-- Source excerpt start --
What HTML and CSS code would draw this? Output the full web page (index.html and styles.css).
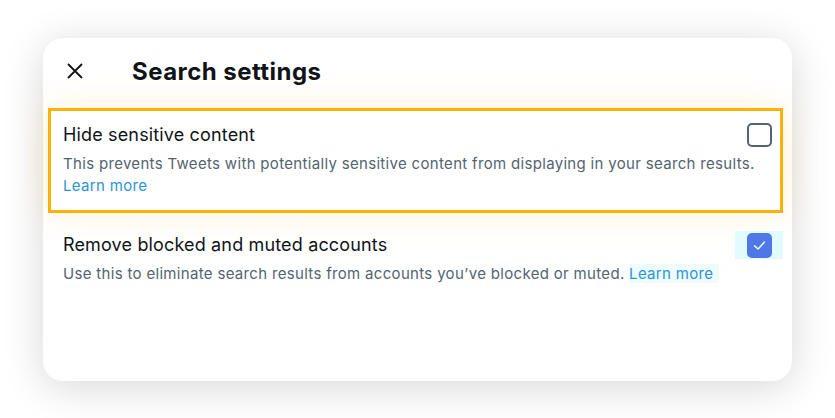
FILE: index.html
```html
<!DOCTYPE html>
<html lang="en">
<head>
  <meta charset="UTF-8">
  <title>Search settings</title>
  <link rel="stylesheet" href="styles.css">
</head>
<body>
  <div class="card">
    <div class="header">
      <svg class="close" viewBox="0 0 16 16" width="16" height="16">
        <path d="M1 1 L15 15 M15 1 L1 15" stroke="#0f1419" stroke-width="1.8" fill="none"/>
      </svg>
      <h2>Search settings</h2>
    </div>

    <div class="row highlight">
      <div class="row-head">
        <div class="title">Hide sensitive content</div>
        <span class="box"></span>
      </div>
      <div class="desc">This prevents Tweets with potentially sensitive content from displaying in your search results. <a href="#">Learn more</a></div>
    </div>

    <div class="row">
      <div class="row-head">
        <div class="title">Remove blocked and muted accounts</div>
        <span class="box-wrap">
          <span class="box checked">
            <svg viewBox="0 0 24 24" width="17" height="17">
              <path d="M5 12.5 L10 17 L19 7" stroke="#e8fbff" stroke-width="2.2" fill="none" stroke-linecap="round" stroke-linejoin="round"/>
            </svg>
          </span>
        </span>
      </div>
      <div class="desc">Use this to eliminate search results from accounts you’ve blocked or muted. <a href="#" class="tint">Learn more</a></div>
    </div>
  </div>
</body>
</html>
```

FILE: styles.css
```css
body {
  margin: 0;
  min-height: 418px;
  background: #ffffff;
  font-family: Inter, "Noto Sans", sans-serif;
  color: #0f1419;
}
.card {
  margin: 38px 0 0 43px;
  width: 749px;
  height: 343px;
  background: #ffffff;
  border-radius: 20px;
  box-shadow: 0 6px 40px rgba(0, 0, 0, 0.16);
  box-sizing: border-box;
  padding-top: 4px;
}
.header {
  display: flex;
  align-items: center;
  height: 58px;
  padding-left: 24px;
}
h2 {
  margin: 0 0 0 49px;
  font-size: 24px;
  font-weight: 700;
  letter-spacing: 0.45px;
}
.row {
  margin: 0 9px 0 5px;
  border: 3px solid transparent;
  padding: 12px 8px 0 12px;
}
.row-head {
  display: flex;
  justify-content: space-between;
  align-items: flex-start;
}
.highlight {
  margin-top: 8px;
  border-color: #fbb10a;
  height: 105px;
  box-sizing: border-box;
  margin-bottom: 5px;
  box-shadow: 0 0 32px rgba(255, 196, 60, 0.22);
}
.title {
  font-size: 18px;
  line-height: 24px;
  letter-spacing: 0.15px;
  color: #0f1419;
}
.desc {
  margin-top: 6px;
  font-size: 15px;
  line-height: 22px;
  letter-spacing: 0.32px;
  color: #536471;
}
.desc a {
  color: #2a94d6;
  text-decoration: none;
}
.desc a.tint {
  background: #eefcfd;
  padding: 0 6px 0 0;
}
.box {
  flex: none;
  width: 25px;
  height: 24px;
  box-sizing: border-box;
  border: 2px solid #536471;
  border-radius: 5px;
}
.box-wrap {
  flex: none;
  height: 25px;
  background: #e2fbfc;
  padding: 2px 11px 1px 12px;
  margin: -2px -11px -3px 0;
}
.box.checked {
  display: flex;
  align-items: center;
  justify-content: center;
  height: 25px;
  border: none;
  background: #4f78e6;
}
```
-- Source excerpt end --
* Problem to work on: Transcribe the material exactly, keeping every word and none of the pictures.

* Response below:
What HTML and CSS code would draw this? Output the full web page (index.html and styles.css).
FILE: index.html
```html
<!DOCTYPE html>
<html lang="en">
<head>
  <meta charset="UTF-8">
  <title>Search settings</title>
  <link rel="stylesheet" href="styles.css">
</head>
<body>
  <div class="card">
    <div class="header">
      <svg class="close" viewBox="0 0 16 16" width="16" height="16">
        <path d="M1 1 L15 15 M15 1 L1 15" stroke="#0f1419" stroke-width="1.8" fill="none"/>
      </svg>
      <h2>Search settings</h2>
    </div>

    <div class="row highlight">
      <div class="row-head">
        <div class="title">Hide sensitive content</div>
        <span class="box"></span>
      </div>
      <div class="desc">This prevents Tweets with potentially sensitive content from displaying in your search results. <a href="#">Learn more</a></div>
    </div>

    <div class="row">
      <div class="row-head">
        <div class="title">Remove blocked and muted accounts</div>
        <span class="box-wrap">
          <span class="box checked">
            <svg viewBox="0 0 24 24" width="17" height="17">
              <path d="M5 12.5 L10 17 L19 7" stroke="#e8fbff" stroke-width="2.2" fill="none" stroke-linecap="round" stroke-linejoin="round"/>
            </svg>
          </span>
        </span>
      </div>
      <div class="desc">Use this to eliminate search results from accounts you’ve blocked or muted. <a href="#" class="tint">Learn more</a></div>
    </div>
  </div>
</body>
</html>
```

FILE: styles.css
```css
body {
  margin: 0;
  min-height: 418px;
  background: #ffffff;
  font-family: Inter, "Noto Sans", sans-serif;
  color: #0f1419;
}
.card {
  margin: 38px 0 0 43px;
  width: 749px;
  height: 343px;
  background: #ffffff;
  border-radius: 20px;
  box-shadow: 0 6px 40px rgba(0, 0, 0, 0.16);
  box-sizing: border-box;
  padding-top: 4px;
}
.header {
  display: flex;
  align-items: center;
  height: 58px;
  padding-left: 24px;
}
h2 {
  margin: 0 0 0 49px;
  font-size: 24px;
  font-weight: 700;
  letter-spacing: 0.45px;
}
.row {
  margin: 0 9px 0 5px;
  border: 3px solid transparent;
  padding: 12px 8px 0 12px;
}
.row-head {
  display: flex;
  justify-content: space-between;
  align-items: flex-start;
}
.highlight {
  margin-top: 8px;
  border-color: #fbb10a;
  height: 105px;
  box-sizing: border-box;
  margin-bottom: 5px;
  box-shadow: 0 0 32px rgba(255, 196, 60, 0.22);
}
.title {
  font-size: 18px;
  line-height: 24px;
  letter-spacing: 0.15px;
  color: #0f1419;
}
.desc {
  margin-top: 6px;
  font-size: 15px;
  line-height: 22px;
  letter-spacing: 0.32px;
  color: #536471;
}
.desc a {
  color: #2a94d6;
  text-decoration: none;
}
.desc a.tint {
  background: #eefcfd;
  padding: 0 6px 0 0;
}
.box {
  flex: none;
  width: 25px;
  height: 24px;
  box-sizing: border-box;
  border: 2px solid #536471;
  border-radius: 5px;
}
.box-wrap {
  flex: none;
  height: 25px;
  background: #e2fbfc;
  padding: 2px 11px 1px 12px;
  margin: -2px -11px -3px 0;
}
.box.checked {
  display: flex;
  align-items: center;
  justify-content: center;
  height: 25px;
  border: none;
  background: #4f78e6;
}
```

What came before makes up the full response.